While I might be feeling lethargic in the early part of the week that's to be expected in the final days of my old solar year. With the Sun returning to Taurus on Friday, as well as kicking off my birthday month this is when I'll get a new spring in my step. However, I've become quite partial to my naps and I'm not ready to give them up just yet.
Despite the fact that the month long lead up to my birthday month begins on Friday and this is the point where I usually become more lethargic and turn into a bit of a couch potato, I'm feeling too sociable to turn into a hermit just yet, if at all. You know me, I have to be in the centre of things and while I'll have a nap when nothing is happening, I'll have one ear cocked to make sure I don't miss out on anything.
I might be taking life a bit too seriously at the moment, making it important to remind me to lighten up. It's when I'm left on my own too long that I am likely to start worrying, with companionship making me relax. Monday's New Moon will energise me, but it may also cause me to try and gain more attention. It's where there is a battle of wills that I'm really saying 'notice me'.
As long as I am busy I'll be happy, taking my job seriously. You may be wondering 'what job', but as far as I'm concerned I am busy being useful and going overboard to prove my worth. The problem is that my idea of useful and yours might not be the same. What I really want is praise and to hear 'who's a good boy' or 'who's a good girl'. Me, me. That would be me.
There is something about this time of year, whether it's that the seasons are changing or it's something in the air that gives me the courage to embrace change. I can be a bit of a stick in the mud and a worrywart at times, but there is something about the leaves, the change in temperature and the colours that make me want to get involved as well, ready to try new things. Within reason that is.
I'm likely to be sticking to you like glue this week, with Monday's New Moon only energising my total devotion to you. This may wane a little by the weekend, as I start to become too absorbed in what I'm doing, but I will still want to be close. Until Friday I am likely to be quite needy, but by the weekend this will be more because I genuinely want to hang out with you.
With the Sun leaving my health sector on Friday the first part of the week is the most important for paying attention to my health needs, mainly because they're more obvious. That doesn't mean that once the Sun moves on you can stop paying attention and more a need to make the most of the time while things are more transparent. Just knowing what my needs are as I age could save on Vet bills later down the line.
This week has a lot of focus on fun and health, something that allows you to kill two birds with one stone. While going to the gym might not sound like fun to you, anything that allows me to play and run around is always fun for me. The key keeping me agile and healthy in body mind and soul, is keeping me moving. Use it or lose it is as valid for me as it is for you.
Home is most definitely where my heart is this week, though I am also into having fun. While I've been in a playful mood all month, this doesn't stop me from taking my job of guarding my territory any less seriously. Yet it's when home and fun come together that I will be in my element. The happiest moments for me are when I have my family around me, for this is when I feel happy, safe and needed.

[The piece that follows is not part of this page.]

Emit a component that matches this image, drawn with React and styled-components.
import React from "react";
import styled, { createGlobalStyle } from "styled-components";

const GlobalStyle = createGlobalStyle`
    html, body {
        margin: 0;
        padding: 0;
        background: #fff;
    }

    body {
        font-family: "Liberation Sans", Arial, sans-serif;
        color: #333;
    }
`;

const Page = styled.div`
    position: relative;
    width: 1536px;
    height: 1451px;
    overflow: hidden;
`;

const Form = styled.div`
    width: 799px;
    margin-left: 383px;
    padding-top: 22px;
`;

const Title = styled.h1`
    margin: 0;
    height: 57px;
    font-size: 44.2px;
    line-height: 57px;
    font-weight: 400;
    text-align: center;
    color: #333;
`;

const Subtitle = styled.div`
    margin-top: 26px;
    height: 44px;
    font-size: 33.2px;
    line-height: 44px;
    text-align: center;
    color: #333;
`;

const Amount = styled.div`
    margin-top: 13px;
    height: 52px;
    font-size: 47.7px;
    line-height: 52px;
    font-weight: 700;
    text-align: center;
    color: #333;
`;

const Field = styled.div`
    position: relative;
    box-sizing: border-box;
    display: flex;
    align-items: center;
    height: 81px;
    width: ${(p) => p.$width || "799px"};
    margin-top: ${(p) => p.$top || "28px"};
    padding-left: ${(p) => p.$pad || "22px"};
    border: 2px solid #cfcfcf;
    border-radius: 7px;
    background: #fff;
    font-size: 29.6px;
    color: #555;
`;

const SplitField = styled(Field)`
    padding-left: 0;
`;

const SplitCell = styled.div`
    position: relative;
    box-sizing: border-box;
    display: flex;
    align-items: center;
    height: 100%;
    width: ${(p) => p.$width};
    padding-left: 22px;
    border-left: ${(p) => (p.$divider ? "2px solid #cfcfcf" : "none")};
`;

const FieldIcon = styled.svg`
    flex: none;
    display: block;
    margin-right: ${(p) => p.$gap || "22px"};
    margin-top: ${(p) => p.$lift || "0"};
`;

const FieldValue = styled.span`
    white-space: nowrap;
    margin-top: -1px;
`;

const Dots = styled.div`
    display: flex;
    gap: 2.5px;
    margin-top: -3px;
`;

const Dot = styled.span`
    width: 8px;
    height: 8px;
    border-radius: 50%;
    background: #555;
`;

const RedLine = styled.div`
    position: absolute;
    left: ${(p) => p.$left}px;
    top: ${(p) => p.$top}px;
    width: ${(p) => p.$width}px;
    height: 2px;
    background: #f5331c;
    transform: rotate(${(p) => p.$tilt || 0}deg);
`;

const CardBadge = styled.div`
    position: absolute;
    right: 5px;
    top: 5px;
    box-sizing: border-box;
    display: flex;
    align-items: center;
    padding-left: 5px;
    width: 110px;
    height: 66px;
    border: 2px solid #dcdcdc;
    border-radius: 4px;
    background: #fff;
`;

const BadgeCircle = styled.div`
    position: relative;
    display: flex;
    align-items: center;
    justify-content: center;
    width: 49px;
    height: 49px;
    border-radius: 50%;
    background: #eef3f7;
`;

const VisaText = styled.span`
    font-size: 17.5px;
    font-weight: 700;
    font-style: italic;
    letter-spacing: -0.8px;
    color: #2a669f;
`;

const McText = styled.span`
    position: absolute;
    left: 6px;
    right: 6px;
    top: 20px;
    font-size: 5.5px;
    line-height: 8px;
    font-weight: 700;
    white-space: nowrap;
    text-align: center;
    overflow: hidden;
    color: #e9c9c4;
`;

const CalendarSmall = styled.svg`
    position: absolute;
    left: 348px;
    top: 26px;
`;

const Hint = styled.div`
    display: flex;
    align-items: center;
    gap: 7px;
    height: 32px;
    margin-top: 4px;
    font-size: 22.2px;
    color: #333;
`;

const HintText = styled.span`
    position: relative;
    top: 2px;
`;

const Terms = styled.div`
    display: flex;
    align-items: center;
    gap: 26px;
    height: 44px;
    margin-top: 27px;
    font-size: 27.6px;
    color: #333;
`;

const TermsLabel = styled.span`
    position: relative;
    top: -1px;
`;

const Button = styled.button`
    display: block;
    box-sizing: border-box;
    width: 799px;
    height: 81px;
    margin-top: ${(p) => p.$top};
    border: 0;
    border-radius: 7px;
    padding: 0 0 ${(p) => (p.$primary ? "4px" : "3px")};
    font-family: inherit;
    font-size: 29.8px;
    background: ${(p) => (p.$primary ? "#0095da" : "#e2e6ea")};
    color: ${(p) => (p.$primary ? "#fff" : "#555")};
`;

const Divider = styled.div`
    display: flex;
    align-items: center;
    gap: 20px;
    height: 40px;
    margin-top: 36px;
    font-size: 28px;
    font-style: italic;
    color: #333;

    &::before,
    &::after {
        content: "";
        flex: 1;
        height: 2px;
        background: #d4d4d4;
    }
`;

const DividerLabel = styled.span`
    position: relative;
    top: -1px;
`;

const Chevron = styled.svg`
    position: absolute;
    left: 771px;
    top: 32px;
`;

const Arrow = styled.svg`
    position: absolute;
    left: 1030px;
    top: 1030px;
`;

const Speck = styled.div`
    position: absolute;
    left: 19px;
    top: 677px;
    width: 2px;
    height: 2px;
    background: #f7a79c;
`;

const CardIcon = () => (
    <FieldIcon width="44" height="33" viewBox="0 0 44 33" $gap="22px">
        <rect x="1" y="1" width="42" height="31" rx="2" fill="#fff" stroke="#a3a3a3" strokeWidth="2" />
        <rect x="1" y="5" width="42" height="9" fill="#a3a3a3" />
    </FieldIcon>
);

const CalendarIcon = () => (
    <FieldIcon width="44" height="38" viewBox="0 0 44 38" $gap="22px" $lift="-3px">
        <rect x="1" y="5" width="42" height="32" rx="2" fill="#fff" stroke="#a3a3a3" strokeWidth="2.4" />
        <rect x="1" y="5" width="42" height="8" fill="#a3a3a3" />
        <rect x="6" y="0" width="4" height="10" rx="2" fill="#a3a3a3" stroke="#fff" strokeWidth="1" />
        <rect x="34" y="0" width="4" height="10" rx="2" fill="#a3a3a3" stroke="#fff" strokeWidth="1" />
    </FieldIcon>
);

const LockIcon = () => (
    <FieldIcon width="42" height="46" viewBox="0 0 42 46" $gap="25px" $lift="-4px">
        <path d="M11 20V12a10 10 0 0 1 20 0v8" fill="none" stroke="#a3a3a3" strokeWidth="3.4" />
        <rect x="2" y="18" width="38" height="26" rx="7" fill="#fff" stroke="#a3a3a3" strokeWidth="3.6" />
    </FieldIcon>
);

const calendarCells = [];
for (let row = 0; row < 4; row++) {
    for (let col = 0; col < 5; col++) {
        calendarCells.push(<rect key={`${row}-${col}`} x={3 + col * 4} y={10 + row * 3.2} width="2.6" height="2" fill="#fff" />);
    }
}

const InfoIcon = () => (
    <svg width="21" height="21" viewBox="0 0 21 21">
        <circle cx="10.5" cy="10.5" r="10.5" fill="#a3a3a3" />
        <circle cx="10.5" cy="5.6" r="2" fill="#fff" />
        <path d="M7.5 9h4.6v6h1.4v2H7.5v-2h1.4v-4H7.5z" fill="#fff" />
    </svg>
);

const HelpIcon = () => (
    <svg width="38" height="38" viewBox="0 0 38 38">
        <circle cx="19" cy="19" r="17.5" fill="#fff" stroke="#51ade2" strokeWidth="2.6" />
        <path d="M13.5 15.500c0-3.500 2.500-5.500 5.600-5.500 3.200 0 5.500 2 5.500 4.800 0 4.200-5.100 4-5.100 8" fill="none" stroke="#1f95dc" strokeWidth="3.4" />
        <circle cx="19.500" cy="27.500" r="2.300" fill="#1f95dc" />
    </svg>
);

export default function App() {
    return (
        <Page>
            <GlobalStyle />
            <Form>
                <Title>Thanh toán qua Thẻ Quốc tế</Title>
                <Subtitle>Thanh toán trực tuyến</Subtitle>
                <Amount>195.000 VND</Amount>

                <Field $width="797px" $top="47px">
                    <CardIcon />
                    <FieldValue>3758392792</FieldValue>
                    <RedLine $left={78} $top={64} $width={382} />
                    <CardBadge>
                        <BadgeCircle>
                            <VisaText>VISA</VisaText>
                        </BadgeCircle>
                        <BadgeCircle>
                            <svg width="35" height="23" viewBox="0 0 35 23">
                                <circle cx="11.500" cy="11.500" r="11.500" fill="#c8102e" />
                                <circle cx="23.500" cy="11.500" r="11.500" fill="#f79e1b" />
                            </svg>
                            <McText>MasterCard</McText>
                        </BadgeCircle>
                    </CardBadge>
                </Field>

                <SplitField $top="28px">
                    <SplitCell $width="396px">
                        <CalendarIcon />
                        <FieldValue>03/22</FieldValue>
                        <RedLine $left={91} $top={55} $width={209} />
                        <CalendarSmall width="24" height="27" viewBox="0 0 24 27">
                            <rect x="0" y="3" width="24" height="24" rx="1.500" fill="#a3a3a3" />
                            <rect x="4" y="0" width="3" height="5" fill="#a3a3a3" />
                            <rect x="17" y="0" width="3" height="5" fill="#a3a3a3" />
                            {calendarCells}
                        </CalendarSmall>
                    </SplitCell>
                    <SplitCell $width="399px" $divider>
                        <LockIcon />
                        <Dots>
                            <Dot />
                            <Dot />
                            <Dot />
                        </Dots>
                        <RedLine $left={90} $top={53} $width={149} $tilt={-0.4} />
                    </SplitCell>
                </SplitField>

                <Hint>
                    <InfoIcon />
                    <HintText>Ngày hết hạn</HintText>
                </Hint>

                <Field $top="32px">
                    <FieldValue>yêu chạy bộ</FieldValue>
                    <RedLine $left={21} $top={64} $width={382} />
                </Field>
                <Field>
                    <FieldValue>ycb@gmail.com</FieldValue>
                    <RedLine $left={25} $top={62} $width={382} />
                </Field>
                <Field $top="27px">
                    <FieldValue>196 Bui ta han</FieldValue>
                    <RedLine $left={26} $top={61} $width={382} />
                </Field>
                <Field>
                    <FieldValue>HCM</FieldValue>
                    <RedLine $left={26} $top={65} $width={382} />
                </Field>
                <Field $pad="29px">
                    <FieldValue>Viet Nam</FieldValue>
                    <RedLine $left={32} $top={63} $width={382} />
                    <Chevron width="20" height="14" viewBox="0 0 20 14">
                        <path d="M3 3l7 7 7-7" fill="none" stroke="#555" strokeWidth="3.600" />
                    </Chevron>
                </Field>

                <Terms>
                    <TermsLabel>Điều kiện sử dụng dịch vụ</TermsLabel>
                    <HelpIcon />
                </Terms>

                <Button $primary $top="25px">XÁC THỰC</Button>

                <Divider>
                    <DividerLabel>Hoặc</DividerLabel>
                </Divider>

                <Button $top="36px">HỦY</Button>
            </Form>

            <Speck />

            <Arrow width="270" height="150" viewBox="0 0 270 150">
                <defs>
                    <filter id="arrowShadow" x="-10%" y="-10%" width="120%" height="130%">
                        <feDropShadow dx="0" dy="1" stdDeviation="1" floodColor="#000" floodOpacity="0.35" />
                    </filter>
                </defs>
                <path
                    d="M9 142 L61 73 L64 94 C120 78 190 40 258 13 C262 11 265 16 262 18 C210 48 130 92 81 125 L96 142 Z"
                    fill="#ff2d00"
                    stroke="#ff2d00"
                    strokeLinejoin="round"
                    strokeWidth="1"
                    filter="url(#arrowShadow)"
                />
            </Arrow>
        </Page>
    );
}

While a need to communicate is just as strong this week, there will be times when I don't have anything to say. I have lost what was last month a case of being in love with the sound of my own voice and the frustration of not being able to express myself. Knowing I can say what I want when I want, will see me pick and choose the moments.
While confidence is important for you, it is even more important for me, impacting my health itself. As I become more confident I'm also likely to become more determined to do what I want and while I still need boundaries, I needed to be humoured. The fact that I may become a little cocky is a sign that I'm feeling confident. Reign me in when you need to, but not at the expense of my confidence.